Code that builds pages

┄┄┄┄┄┄

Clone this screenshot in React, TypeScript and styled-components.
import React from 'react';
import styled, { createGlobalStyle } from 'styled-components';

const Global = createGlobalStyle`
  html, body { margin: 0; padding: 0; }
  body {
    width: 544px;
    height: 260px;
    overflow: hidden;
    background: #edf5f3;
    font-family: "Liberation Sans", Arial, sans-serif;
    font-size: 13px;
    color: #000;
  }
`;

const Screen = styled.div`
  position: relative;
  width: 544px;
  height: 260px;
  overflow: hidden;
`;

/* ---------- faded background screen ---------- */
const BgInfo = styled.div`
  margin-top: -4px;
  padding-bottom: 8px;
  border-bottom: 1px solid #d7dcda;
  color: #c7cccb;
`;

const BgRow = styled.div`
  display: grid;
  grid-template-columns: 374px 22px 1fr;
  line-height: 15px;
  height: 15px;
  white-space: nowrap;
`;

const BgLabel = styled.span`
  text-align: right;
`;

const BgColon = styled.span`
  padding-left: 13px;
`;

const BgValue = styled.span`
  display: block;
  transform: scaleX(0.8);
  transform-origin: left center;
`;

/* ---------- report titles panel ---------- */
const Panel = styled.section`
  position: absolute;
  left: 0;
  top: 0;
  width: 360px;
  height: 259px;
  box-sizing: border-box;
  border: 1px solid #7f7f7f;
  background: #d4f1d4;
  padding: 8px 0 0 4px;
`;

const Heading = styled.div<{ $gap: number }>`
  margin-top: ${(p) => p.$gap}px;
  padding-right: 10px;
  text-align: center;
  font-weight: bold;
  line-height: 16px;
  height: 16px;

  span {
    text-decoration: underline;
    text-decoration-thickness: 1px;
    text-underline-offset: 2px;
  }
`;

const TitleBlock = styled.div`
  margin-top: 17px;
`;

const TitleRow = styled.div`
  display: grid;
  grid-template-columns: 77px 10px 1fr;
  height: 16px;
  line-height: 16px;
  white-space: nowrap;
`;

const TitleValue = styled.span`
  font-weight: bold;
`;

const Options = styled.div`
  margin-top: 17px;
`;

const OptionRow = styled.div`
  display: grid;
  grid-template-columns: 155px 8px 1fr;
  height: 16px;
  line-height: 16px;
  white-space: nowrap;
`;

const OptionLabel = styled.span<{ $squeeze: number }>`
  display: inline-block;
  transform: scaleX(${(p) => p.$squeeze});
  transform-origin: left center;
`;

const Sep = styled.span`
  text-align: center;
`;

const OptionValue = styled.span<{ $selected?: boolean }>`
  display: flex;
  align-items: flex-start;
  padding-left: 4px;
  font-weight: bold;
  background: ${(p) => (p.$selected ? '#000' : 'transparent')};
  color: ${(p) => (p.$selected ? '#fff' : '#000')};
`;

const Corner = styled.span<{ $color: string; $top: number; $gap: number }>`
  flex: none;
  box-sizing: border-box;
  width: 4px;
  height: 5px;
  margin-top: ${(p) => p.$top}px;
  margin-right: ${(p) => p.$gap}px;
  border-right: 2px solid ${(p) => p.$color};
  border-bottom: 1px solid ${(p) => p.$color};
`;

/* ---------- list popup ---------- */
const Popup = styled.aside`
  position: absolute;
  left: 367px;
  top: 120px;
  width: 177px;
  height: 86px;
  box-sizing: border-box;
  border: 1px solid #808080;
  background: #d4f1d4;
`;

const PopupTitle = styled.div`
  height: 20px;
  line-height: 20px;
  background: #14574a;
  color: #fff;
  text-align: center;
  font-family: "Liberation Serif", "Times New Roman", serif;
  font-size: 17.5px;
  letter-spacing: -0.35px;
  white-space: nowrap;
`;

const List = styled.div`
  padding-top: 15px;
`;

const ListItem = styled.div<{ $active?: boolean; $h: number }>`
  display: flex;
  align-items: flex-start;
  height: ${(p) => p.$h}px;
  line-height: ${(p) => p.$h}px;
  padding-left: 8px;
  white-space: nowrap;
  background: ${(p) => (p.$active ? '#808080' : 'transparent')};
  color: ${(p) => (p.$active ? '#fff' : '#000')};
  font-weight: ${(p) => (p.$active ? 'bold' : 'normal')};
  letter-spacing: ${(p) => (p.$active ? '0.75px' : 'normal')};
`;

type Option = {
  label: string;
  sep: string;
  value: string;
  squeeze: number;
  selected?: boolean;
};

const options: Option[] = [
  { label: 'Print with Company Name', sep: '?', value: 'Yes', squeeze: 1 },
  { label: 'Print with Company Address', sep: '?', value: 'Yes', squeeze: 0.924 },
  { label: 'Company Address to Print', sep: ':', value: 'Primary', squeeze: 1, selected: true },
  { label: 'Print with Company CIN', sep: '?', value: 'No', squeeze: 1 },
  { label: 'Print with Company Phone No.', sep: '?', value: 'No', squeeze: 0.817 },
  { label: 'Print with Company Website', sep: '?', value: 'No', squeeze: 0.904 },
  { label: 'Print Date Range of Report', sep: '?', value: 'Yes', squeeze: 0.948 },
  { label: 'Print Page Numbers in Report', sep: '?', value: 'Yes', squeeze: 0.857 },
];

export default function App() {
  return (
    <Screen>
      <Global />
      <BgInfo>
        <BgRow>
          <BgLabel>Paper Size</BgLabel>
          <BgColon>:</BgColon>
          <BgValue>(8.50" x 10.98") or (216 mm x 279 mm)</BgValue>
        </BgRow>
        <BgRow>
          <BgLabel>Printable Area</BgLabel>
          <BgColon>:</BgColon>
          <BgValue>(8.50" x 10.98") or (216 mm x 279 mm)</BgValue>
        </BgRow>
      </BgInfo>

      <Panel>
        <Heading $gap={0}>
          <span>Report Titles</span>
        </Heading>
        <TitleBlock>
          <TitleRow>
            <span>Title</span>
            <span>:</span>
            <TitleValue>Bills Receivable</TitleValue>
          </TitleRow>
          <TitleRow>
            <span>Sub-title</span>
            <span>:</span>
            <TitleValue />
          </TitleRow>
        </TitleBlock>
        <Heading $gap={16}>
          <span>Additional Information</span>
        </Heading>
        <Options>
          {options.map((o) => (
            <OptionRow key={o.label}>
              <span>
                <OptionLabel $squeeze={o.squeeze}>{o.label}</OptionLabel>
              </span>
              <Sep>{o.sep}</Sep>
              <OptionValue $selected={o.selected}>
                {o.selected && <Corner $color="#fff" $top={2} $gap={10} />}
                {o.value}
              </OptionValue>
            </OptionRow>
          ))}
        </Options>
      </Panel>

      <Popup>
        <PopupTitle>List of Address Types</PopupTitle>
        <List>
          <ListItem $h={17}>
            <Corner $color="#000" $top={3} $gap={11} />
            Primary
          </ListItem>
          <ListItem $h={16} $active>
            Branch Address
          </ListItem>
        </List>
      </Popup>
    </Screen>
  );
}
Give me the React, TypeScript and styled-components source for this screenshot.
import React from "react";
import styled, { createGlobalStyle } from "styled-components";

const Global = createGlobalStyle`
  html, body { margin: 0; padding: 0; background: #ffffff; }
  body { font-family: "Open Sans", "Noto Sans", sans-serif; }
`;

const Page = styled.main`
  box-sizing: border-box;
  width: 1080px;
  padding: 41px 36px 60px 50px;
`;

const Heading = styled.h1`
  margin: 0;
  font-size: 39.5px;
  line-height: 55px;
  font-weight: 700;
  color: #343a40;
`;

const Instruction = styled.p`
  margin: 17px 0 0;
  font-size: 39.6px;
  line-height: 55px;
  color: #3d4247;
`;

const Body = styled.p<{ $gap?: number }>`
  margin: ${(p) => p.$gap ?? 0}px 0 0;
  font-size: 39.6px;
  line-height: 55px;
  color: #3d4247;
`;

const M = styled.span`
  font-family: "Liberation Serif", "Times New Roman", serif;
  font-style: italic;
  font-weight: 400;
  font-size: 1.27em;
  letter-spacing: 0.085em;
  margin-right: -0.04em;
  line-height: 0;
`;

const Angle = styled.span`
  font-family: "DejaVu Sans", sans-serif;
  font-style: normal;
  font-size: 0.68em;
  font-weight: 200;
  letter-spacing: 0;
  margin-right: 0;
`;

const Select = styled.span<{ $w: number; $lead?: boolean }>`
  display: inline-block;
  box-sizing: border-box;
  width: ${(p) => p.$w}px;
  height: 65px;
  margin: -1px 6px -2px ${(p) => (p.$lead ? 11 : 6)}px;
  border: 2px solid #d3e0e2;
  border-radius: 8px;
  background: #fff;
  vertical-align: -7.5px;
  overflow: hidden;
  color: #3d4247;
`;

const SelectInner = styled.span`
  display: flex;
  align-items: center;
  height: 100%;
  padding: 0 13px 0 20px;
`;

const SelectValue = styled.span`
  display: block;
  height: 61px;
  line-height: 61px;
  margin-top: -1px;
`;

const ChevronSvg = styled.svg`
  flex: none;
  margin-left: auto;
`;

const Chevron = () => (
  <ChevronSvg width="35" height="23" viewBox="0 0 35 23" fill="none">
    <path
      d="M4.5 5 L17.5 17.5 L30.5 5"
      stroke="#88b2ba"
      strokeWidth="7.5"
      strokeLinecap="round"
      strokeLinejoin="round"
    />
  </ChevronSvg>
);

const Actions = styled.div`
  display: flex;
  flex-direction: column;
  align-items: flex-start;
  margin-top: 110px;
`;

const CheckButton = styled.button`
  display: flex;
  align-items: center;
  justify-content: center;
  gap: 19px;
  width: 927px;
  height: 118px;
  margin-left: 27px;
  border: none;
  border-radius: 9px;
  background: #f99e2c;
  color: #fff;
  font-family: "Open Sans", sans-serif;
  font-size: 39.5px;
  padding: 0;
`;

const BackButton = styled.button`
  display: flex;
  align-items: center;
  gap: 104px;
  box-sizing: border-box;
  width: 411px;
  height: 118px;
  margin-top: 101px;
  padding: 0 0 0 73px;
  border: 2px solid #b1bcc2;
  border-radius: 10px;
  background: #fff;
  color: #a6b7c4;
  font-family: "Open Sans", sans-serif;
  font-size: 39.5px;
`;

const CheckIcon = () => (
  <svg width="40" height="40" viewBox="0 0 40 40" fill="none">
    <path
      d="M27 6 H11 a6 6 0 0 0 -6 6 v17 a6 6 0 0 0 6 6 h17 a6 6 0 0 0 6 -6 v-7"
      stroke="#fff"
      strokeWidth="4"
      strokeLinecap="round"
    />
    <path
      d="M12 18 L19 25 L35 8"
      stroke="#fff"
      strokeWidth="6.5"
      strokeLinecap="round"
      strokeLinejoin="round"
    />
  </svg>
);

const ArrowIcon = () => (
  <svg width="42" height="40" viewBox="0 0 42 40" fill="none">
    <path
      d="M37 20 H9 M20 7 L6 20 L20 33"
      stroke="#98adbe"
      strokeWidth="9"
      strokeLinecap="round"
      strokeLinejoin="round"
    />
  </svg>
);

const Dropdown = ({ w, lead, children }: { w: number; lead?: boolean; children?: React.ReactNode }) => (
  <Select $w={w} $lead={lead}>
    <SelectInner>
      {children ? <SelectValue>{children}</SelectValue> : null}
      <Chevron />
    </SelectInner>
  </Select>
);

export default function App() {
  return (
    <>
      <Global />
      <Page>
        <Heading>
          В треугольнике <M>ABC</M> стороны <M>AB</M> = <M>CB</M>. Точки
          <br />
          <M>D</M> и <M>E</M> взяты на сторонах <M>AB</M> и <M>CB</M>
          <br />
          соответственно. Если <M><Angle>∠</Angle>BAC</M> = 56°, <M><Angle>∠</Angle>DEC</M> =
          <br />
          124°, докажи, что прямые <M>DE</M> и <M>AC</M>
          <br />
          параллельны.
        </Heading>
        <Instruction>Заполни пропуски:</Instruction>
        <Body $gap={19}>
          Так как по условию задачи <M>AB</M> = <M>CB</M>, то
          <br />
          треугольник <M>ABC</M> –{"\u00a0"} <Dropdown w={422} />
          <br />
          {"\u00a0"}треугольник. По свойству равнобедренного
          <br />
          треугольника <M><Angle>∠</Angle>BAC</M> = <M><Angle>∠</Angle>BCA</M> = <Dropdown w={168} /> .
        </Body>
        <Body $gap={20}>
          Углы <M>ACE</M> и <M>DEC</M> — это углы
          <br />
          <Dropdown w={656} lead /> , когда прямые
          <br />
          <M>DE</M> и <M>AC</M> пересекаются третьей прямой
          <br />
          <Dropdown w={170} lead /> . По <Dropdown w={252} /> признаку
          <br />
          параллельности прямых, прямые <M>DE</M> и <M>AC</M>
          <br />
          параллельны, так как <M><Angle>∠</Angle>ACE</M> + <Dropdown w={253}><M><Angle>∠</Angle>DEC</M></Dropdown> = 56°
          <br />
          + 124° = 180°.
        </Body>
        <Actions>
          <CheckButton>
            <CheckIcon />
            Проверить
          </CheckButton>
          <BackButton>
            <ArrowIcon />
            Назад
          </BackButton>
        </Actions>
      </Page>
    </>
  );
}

┄┄┄┄┄┄

* Task directions: Filter the entries above down to the lines containing the word "this".

* Result of the exercise:
Clone this screenshot in React, TypeScript and styled-components.
Give me the React, TypeScript and styled-components source for this screenshot.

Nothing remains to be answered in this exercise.